I did not sleep much last night, maybe two hours at the most. My mind was racing, trying to remember so many things that I’ve forgotten. I can’t stop thinking about the past, the things I missed while immersed in my teenage narcissism; overreactions, shutting people out, not thinking clearly about ANYTHING.
There are other things on my mind that are more immediate: vet visits, Amazon subscriptions to cancel, that movie I forgot to return to the library, the mess in the house that needs to be cleaned. Should I buy a new car? I don’t want to spend the money, and besides that I will probably have to buy a car with an automatic transmission for Gillian because she refuses to learn to drive stick. I haven’t owned an automatic in thirty years, and it makes me sad and, yes, a little resentful that I have to spend $40K on something I really don’t want.

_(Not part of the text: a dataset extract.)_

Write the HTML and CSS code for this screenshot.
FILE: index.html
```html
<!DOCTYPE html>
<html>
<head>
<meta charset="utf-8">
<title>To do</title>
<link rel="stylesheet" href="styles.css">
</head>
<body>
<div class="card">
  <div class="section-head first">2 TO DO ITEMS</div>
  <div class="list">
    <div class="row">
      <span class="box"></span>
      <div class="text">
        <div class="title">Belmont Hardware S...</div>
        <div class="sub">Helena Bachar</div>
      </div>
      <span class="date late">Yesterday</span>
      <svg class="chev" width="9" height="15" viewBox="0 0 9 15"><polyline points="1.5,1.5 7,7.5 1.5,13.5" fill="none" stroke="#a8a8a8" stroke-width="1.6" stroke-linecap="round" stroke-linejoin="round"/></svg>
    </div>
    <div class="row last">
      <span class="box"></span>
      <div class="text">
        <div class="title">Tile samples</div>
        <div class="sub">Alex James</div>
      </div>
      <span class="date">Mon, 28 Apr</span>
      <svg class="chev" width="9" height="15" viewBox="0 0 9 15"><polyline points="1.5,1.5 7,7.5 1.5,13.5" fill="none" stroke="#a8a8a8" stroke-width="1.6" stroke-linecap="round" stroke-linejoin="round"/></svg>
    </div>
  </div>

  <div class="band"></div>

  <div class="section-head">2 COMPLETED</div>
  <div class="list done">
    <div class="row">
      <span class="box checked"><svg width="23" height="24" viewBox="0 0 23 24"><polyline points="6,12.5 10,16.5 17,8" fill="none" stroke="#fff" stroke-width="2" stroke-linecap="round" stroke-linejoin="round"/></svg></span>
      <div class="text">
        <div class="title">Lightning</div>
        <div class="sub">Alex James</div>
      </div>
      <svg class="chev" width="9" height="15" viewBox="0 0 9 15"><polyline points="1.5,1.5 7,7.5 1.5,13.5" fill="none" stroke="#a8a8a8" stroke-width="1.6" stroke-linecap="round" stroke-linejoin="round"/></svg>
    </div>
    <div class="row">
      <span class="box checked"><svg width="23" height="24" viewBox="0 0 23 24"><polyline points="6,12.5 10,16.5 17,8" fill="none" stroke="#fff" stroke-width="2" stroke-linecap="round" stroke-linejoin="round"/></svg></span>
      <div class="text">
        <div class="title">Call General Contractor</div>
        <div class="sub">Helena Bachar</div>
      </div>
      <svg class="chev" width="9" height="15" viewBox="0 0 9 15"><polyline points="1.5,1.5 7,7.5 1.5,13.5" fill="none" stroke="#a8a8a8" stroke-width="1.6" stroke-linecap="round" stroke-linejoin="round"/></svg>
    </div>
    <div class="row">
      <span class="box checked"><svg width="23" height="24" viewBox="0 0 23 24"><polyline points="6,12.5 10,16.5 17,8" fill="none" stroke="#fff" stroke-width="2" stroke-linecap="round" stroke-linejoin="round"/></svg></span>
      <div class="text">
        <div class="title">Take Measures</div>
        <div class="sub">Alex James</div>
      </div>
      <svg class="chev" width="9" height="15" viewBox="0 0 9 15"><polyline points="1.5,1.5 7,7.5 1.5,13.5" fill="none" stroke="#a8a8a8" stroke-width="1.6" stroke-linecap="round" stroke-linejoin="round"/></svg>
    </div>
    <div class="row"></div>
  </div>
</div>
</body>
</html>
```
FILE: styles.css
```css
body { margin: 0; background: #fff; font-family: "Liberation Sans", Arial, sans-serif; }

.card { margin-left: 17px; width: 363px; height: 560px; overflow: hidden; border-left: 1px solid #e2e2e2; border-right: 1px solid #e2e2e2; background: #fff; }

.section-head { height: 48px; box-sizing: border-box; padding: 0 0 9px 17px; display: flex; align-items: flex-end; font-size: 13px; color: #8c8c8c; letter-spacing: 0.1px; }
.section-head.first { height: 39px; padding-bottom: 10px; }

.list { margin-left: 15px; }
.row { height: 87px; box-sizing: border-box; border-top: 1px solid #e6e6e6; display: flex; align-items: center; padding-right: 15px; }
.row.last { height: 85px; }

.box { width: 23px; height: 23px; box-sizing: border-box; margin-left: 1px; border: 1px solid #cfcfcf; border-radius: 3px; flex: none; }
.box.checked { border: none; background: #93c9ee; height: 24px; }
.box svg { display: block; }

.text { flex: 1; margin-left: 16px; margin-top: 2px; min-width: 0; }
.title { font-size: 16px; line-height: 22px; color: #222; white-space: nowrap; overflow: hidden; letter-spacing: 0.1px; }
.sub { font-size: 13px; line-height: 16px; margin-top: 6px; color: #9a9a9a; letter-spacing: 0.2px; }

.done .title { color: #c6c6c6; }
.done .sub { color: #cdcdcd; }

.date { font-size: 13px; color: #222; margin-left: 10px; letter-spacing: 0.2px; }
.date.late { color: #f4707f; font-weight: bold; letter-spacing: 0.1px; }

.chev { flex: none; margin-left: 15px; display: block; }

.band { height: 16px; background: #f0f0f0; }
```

The daily trials and tribulations are taken over by thoughts of the past. Did I REALLY fuck things up? Did I make the wrong choice at a pivotal point in my life? I wonder how life would have turned out had I stayed in SF and stuck it out (somehow). Maybe better, maybe worse. But there was a LOT that I needed to learn the hard way first, especially when it comes to relationships. I’ve always had to learn the hard way.

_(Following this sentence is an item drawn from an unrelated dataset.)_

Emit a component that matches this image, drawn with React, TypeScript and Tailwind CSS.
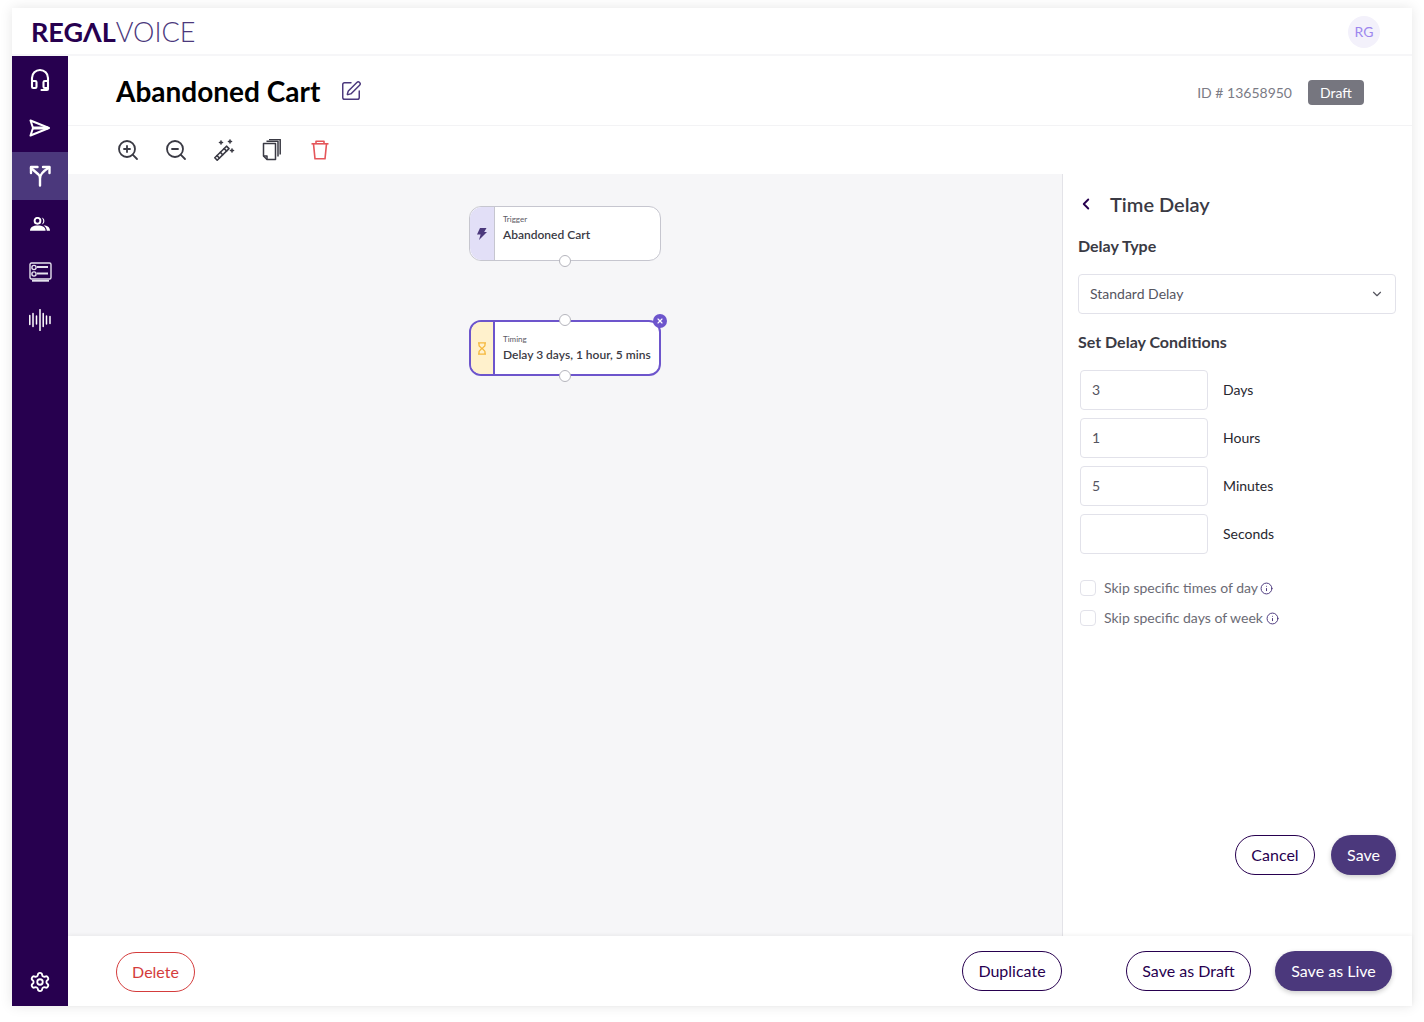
import { ChevronDown, ChevronLeft, Info, Settings, SquarePen, X, ZoomIn, ZoomOut } from "lucide-react";

const Headset = () => (
  <svg width="22" height="24" viewBox="0 0 22 24" fill="none" stroke="white" strokeWidth="2.1" strokeLinecap="round" strokeLinejoin="round">
    <path d="M3 13V10a8 8 0 0 1 16 0v3" />
    <rect x="3" y="13" width="4.5" height="7" rx="1.2" />
    <rect x="14.5" y="13" width="4.5" height="7" rx="1.2" />
    <path d="M19 20v1a1 1 0 0 1-1 1h-5.5" />
  </svg>
);

const Plane = () => (
  <svg width="22" height="18" viewBox="0 0 22 18" fill="none" stroke="white" strokeWidth="2" strokeLinejoin="round">
    <path d="M1.5 1.5 20 9 1.5 16.5 4 9Z" />
    <path d="M4 9h15" strokeWidth="3" />
  </svg>
);

const Split = () => (
  <svg width="24" height="24" viewBox="0 0 24 24" fill="none" stroke="white" strokeWidth="2.4" strokeLinecap="round" strokeLinejoin="round">
    <path d="M3 4l7.5 6.5c1 1 1.5 2 1.5 3.5v7.5" />
    <path d="M12 14c0-3 2-6 9-10.5" />
    <path d="M3 9V3h6.5" />
    <path d="M15 3h6.5v6" />
  </svg>
);

const Users = () => (
  <svg width="20" height="14" viewBox="0 0 20 14" fill="white">
    <circle cx="7.5" cy="3.8" r="2.9" fill="none" stroke="white" strokeWidth="1.9" />
    <path d="M0 13.8c0-3.7 3-5.3 7.8-5.3s7.8 1.6 7.8 5.3Z" />
    <path d="M11.6.4a3.6 3.6 0 0 1 0 7c1.1-1 1.6-2.2 1.6-3.5S12.7 1.5 11.6.4Z" />
    <path d="M13.6 8.2c3.8.2 6.4 1.9 6.4 5.6h-3.2c0-2.2-1.2-4.2-3.2-5.6Z" />
  </svg>
);

const FormList = () => (
  <svg width="23" height="20" viewBox="0 0 23 20" fill="none" stroke="#e6e2ee" strokeWidth="1.4">
    <rect x="1" y="1" width="21" height="16" rx="1.5" />
    <path d="M3 18.8h17" strokeWidth="1.8" />
    <circle cx="5" cy="5.5" r="2.1" />
    <circle cx="5" cy="12" r="2.1" />
    <path d="M8 5h11M8 11.5h11" strokeWidth="2" />
  </svg>
);

const Wave = () => (
  <svg width="22" height="22" viewBox="0 0 22 22" fill="none" stroke="white" strokeWidth="1.5" strokeLinecap="round">
    <path d="M.8 6.5v9M4 4.5v13M7.5 7v8M11 .6v20.8M14.2 4.5v13M17.5 7v8M21 7.5v7" />
  </svg>
);

const Wand = () => (
  <svg width="22" height="22" viewBox="0 0 22 22" fill="none" stroke="#3a3a44" strokeWidth="1.6" strokeLinecap="round" strokeLinejoin="round">
    <path d="M13.5 7.2 16 9.6 4.2 21.2 1.8 18.8Z" />
    <path d="m11.2 9.6 2.4 2.4M4 16.7l2.4 2.3M7.4 13.4l2.3 2.3" />
    <path d="M8 2v3M6.5 3.5h3M17 1v3M15.5 2.5h3M19 10v3M17.5 11.5h3" />
  </svg>
);

const Pages = () => (
  <svg width="20" height="22" viewBox="0 0 20 22" fill="none" stroke="#3a3a44" strokeWidth="1.5" strokeLinejoin="round">
    <path d="M1.5 4.5h12v16H5l-3.5-3.5Z" />
    <path d="M1.5 17H5v3.5" />
    <path d="M4.5 2.2h11.5v15.4" />
    <path d="M7 .6h11.2V15.6" />
  </svg>
);

const TrashCan = () => (
  <svg width="20" height="20" viewBox="0 0 20 20" fill="none" stroke="#e5565a" strokeWidth="1.6" strokeLinejoin="round">
    <path d="M1.5 3.8h17" />
    <path d="M6 3.8V1.2h8v2.6" />
    <path d="M3.5 3.8 5 18.8h10l1.5-15" />
  </svg>
);

const Bolt = () => (
  <svg width="10" height="12" viewBox="0 0 10 12" fill="#4b387c">
    <path d="M3 0h6.5L7.2 4H10L2 12l1.6-5.6H0Z" />
  </svg>
);

const Hourglass = () => (
  <svg width="10" height="13" viewBox="0 0 10 13" fill="none" stroke="#f5b83d" strokeWidth="1.3">
    <path d="M1 .8h8M1 12.2h8M2 .8v2.5c0 1.5 2.5 2 2.5 3.2S2 8.2 2 9.7v2.5M8 .8v2.5c0 1.5-2.5 2-2.5 3.2S8 8.2 8 9.7v2.5" />
  </svg>
);

const sideItems = [
  { icon: <Headset />, active: false },
  { icon: <Plane />, active: false },
  { icon: <Split />, active: true },
  { icon: <Users />, active: false },
  { icon: <FormList />, active: false },
  { icon: <Wave />, active: false },
];

const delayFields = [
  { label: "Days", value: "3" },
  { label: "Hours", value: "1" },
  { label: "Minutes", value: "5" },
  { label: "Seconds", value: "" },
];

const outlineBtn =
  "h-10 rounded-full border border-[#27004f] bg-white text-base text-[#27004f] flex items-center justify-center";
const solidBtn =
  "h-10 rounded-full bg-[#4b387c] text-base text-white flex items-center justify-center shadow-[0_2px_5px_rgba(0,0,0,0.2)]";

export default function App() {
  return (
    <div className="w-[1424px] h-[1022px] bg-white pt-2 pl-3 overflow-hidden font-['Lato','Noto_Sans',sans-serif]">
      <div className="w-[1400px] h-[998px] flex flex-col bg-white shadow-[0_0_12px_rgba(0,0,0,0.1)]">
        {/* Top bar */}
        <header className="h-12 shrink-0 flex items-center justify-between pl-[19px] pr-8 pt-[2px] border-b-2 border-[#f6f6f8]">
          <div className="flex items-baseline -mt-0.5 text-[27px] leading-none text-[#27004f]">
            <span className="font-bold">REGΛL</span>
            <span className="font-light text-[#4b387c]">VOICE</span>
          </div>
          <div className="w-8 h-8 rounded-full bg-[#f3f1fb] text-[#9d87ee] text-sm flex items-center justify-center">
            RG
          </div>
        </header>

        <div className="flex-1 flex min-h-0">
          {/* Sidebar */}
          <nav className="w-14 shrink-0 bg-[#27004f] flex flex-col">
            {sideItems.map((item, i) => (
              <div
                key={i}
                className={`h-12 flex items-center justify-center ${item.active ? "bg-[#4b387c]" : ""}`}
              >
                {item.icon}
              </div>
            ))}
            <div className="mt-auto h-12 flex items-center justify-center">
              <Settings size={22} color="white" strokeWidth={2} />
            </div>
          </nav>

          <div className="flex-1 flex flex-col min-w-0">
            {/* Title */}
            <div className="h-[70px] shrink-0 flex items-center pl-12 pr-12 border-b border-[#f3f3f5]">
              <h1 className="text-[28px] font-bold text-black leading-none">Abandoned Cart</h1>
              <SquarePen size={22} color="#4b387c" strokeWidth={1.6} className="ml-5" />
              <span className="ml-auto mt-1 text-sm text-[#7b7b85]">ID # 13658950</span>
              <span className="ml-4 mt-1 w-14 h-[25px] rounded bg-[#76767f] text-white text-sm flex items-center justify-center">
                Draft
              </span>
            </div>

            {/* Toolbar */}
            <div className="h-12 shrink-0 flex items-center pl-12">
              <div className="w-6 flex justify-center"><ZoomIn size={26} color="#3a3a44" strokeWidth={1.8} /></div>
              <div className="w-6 ml-6 flex justify-center"><ZoomOut size={26} color="#3a3a44" strokeWidth={1.8} /></div>
              <div className="w-6 ml-6 flex justify-center"><Wand /></div>
              <div className="w-6 ml-6 flex justify-center"><Pages /></div>
              <div className="w-6 ml-6 flex justify-center"><TrashCan /></div>
            </div>

            <div className="flex-1 flex min-h-0">
              {/* Canvas */}
              <main className="relative flex-1 bg-[#f6f6f8] border-r border-[#e3e3e8]">
                <div className="absolute left-[401px] top-8 w-[192px] h-[55px] flex rounded-xl border border-[#c6c6cf] bg-white">
                  <div className="w-[25px] shrink-0 rounded-l-xl bg-[#e2dff7] border-r border-[#c6c6cf] flex items-center justify-center pt-[1px]">
                    <Bolt />
                  </div>
                  <div className="pl-2 pt-[7px] text-[#3a3a44]">
                    <div className="text-[8px] leading-[11px] text-[#5a5a64]">Trigger</div>
                    <div className="text-xs leading-4 mt-[2px] font-semibold">Abandoned Cart</div>
                  </div>
                  <span className="absolute left-[89px] -bottom-[7px] w-3 h-3 rounded-full border border-[#b5b5bd] bg-white" />
                </div>

                <div className="absolute left-[401px] top-[146px] w-[192px] h-14 flex rounded-xl border-2 border-[#6d55cc] bg-white">
                  <div className="w-6 shrink-0 rounded-l-[10px] bg-[#fff1cc] border-r-2 border-[#6d55cc] flex items-center justify-center">
                    <Hourglass />
                  </div>
                  <div className="pl-2 pt-3 text-[#3a3a44] whitespace-nowrap">
                    <div className="text-[8px] leading-[11px] text-[#5a5a64]">Timing</div>
                    <div className="text-xs leading-4 mt-[2px] font-semibold">Delay 3 days, 1 hour, 5 mins</div>
                  </div>
                  <span className="absolute left-[88px] -top-[8px] w-3 h-3 rounded-full border border-[#b5b5bd] bg-white" />
                  <span className="absolute left-[88px] -bottom-[8px] w-3 h-3 rounded-full border border-[#b5b5bd] bg-white" />
                  <span className="absolute -right-[8px] -top-[8px] w-3.5 h-3.5 rounded-full bg-[#6d55cc] flex items-center justify-center">
                    <X size={8} color="white" strokeWidth={3.5} />
                  </span>
                </div>
              </main>

              {/* Time Delay panel */}
              <aside className="w-[349px] shrink-0 bg-white pl-[15px] pr-4 flex flex-col text-[#3a3a44]">
                <div className="h-[62px] flex items-center pb-[3px]">
                  <ChevronLeft size={18} color="#27004f" strokeWidth={2.5} className="-ml-[1px]" />
                  <h2 className="ml-[15px] text-xl font-semibold leading-none">Time Delay</h2>
                </div>
                <h3 className="text-base font-bold leading-5">Delay Type</h3>
                <div className="mt-[18px] h-10 rounded border border-[#e2e2ea] flex items-center justify-between pl-[11px] pr-[11px] text-sm text-[#55555f]">
                  Standard Delay
                  <ChevronDown size={14} color="#55555f" />
                </div>
                <h3 className="text-base font-bold leading-5 mt-[18px]">Set Delay Conditions</h3>
                <div className="mt-[18px] pl-[2px] flex flex-col gap-2">
                  {delayFields.map((f) => (
                    <div key={f.label} className="flex items-center">
                      <div className="w-32 h-10 rounded border border-[#e2e2ea] flex items-center pl-[11px] text-sm text-[#55555f]">
                        {f.value}
                      </div>
                      <span className="ml-[15px] text-sm text-[#27272f]">{f.label}</span>
                    </div>
                  ))}
                </div>
                <div className="mt-[26px] pl-[2px] flex flex-col gap-3.5 text-sm text-[#6b6b75]">
                  <label className="flex items-center h-4">
                    <span className="w-4 h-4 rounded-sm border border-[#e2e2ea]" />
                    <span className="ml-2">Skip specific times of day</span>
                    <Info size={13} color="#4b387c" strokeWidth={1.8} className="ml-[2px] mt-[1px]" />
                  </label>
                  <label className="flex items-center h-4">
                    <span className="w-4 h-4 rounded-sm border border-[#e2e2ea]" />
                    <span className="ml-2">Skip specific days of week</span>
                    <Info size={13} color="#4b387c" strokeWidth={1.8} className="ml-[3px] mt-[1px]" />
                  </label>
                </div>
                <div className="mt-[209px] flex justify-end gap-4">
                  <button className={`${outlineBtn} w-20`}>Cancel</button>
                  <button className={`${solidBtn} w-[65px]`}>Save</button>
                </div>
              </aside>
            </div>

            {/* Footer */}
            <footer className="relative h-[70px] shrink-0 bg-white flex items-center pl-12 pr-5 shadow-[0_-1px_4px_rgba(0,0,0,0.06)]">
              <button className="h-10 w-[79px] mt-0.5 rounded-full border border-[#d43c3c] text-base text-[#d43c3c] flex items-center justify-center">
                Delete
              </button>
              <button className={`${outlineBtn} w-[100px] ml-auto`}>Duplicate</button>
              <button className={`${outlineBtn} w-[125px] ml-16`}>Save as Draft</button>
              <button className={`${solidBtn} w-[117px] ml-6`}>Save as Live</button>
            </footer>
          </div>
        </div>
      </div>
    </div>
  );
}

The camp kids are walking by the house, on their way to the pool by the lake. I should take Gunnar to the pool, but I am technically working and the wifi by the pool is spotty at best. Another thing to add to the list: Buy a hotspot. More money to spend. I am being paid to work, but I am not actually doing any work at the moment because…well, I’m writing this aren’t I? Besides, Gunnar is still asleep. I’m sure he’ll spend his day playing VR or something.

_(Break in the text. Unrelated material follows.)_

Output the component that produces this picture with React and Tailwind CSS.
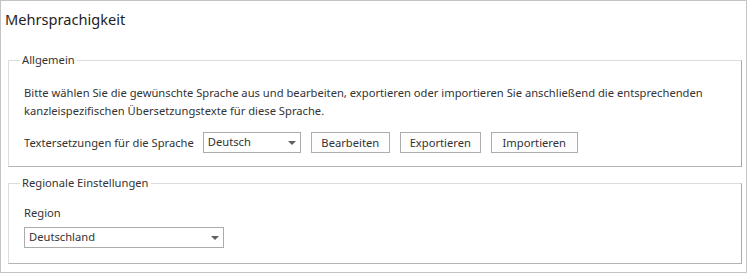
import React from "react";

const font = { fontFamily: '"Segoe UI", "Noto Sans", sans-serif' };

// small dropdown that looks like a WPF combobox
const Combo = ({ value, width }) => (
  <div className={`relative flex items-center h-[21px] ${width} border border-[#acacac] bg-white pl-[4px] text-[11.2px] text-[#333]`}>
    <span>{value}</span>
    <svg className="absolute right-[4px] top-[8px]" width="8" height="4" viewBox="0 0 8 4">
      <path d="M0 0 L8 0 L4 4 Z" fill="#606060" />
    </svg>
  </div>
);

const Btn = ({ children, width }) => (
  <button className={`h-[21px] ${width} border border-[#adadad] bg-[#fdfdfd] text-[11.2px] leading-[16px] text-[#333] text-center`}>
    {children}
  </button>
);

export default function App() {
  return (
    <div className="w-[747px] h-[274px] bg-white" style={font}>
      <div className="w-[747px] h-[273px] border border-[#c4c4c4] flex flex-col">
        <div className="pt-[8px] pl-[4px] text-[14.6px] leading-[20px] text-[#1e1e1e]">Mehrsprachigkeit</div>

        {/* Allgemein */}
        <fieldset className="mt-[23px] ml-[7px] mr-[4px] border border-t-[#dcdcdc] border-l-[#dcdcdc] border-r-[#a8a8a8] border-b-[#b4b4b4]">
          <legend className="ml-[11px] px-[2px] text-[11.2px] leading-[16px] text-[#333]">Allgemein</legend>
          <div className="pt-[16px] pb-[13px] px-[15px] text-[11.2px] text-[#333]">
            <p className="leading-[18px] whitespace-nowrap">
              Bitte wählen Sie die gewünschte Sprache aus und bearbeiten, exportieren oder importieren Sie anschließend die entsprechenden
              <br />
              kanzleispezifischen Übersetzungstexte für diese Sprache.
            </p>
            <div className="mt-[12px] flex items-center">
              <span className="leading-[16px] mr-[9px]">Textersetzungen für die Sprache</span>
              <div className="flex items-center gap-[10px]">
                <Combo value="Deutsch" width="w-[98px]" />
                <Btn width="w-[79px]">Bearbeiten</Btn>
                <Btn width="w-[81px]">Exportieren</Btn>
                <Btn width="w-[87px]">Importieren</Btn>
              </div>
            </div>
          </div>
        </fieldset>

        {/* Regionale Einstellungen */}
        <fieldset className="mt-[8px] ml-[7px] mr-[4px] border border-t-[#dcdcdc] border-l-[#dcdcdc] border-r-[#a8a8a8] border-b-[#b4b4b4]">
          <legend className="ml-[11px] px-[2px] text-[11.2px] leading-[16px] text-[#333]">Regionale Einstellungen</legend>
          <div className="pt-[14px] pb-[15px] px-[15px] text-[11.2px] text-[#333]">
            <div className="leading-[16px]">Region</div>
            <div className="mt-[6px]">
              <Combo value="Deutschland" width="w-[200px]" />
            </div>
          </div>
        </fieldset>
      </div>
    </div>
  );
}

My desk is in the attic. The attic is finished and air-conditioned, but I never go there. Why? It’s odd to have a house with spaces that go unused for a week or more. No one uses the bathroom in the back. Bedrooms go unused. An entire finished attic gathers dust. The breakfast room, or whatever you want to call it, has a table with junk piled on top. What’s the point of having a house this size? Every day I sit in the living room with my laptops surrounding me, listening to records old and new. I don’t really need much more than a kitchen, living room, bathroom and bedroom. Maybe, when I retire, I’ll sell this place and all of the bullshit it contains, and get a small bungalow with a shop in the back for the messes I make. No close neighbors, no HOA, and lots of trees and land.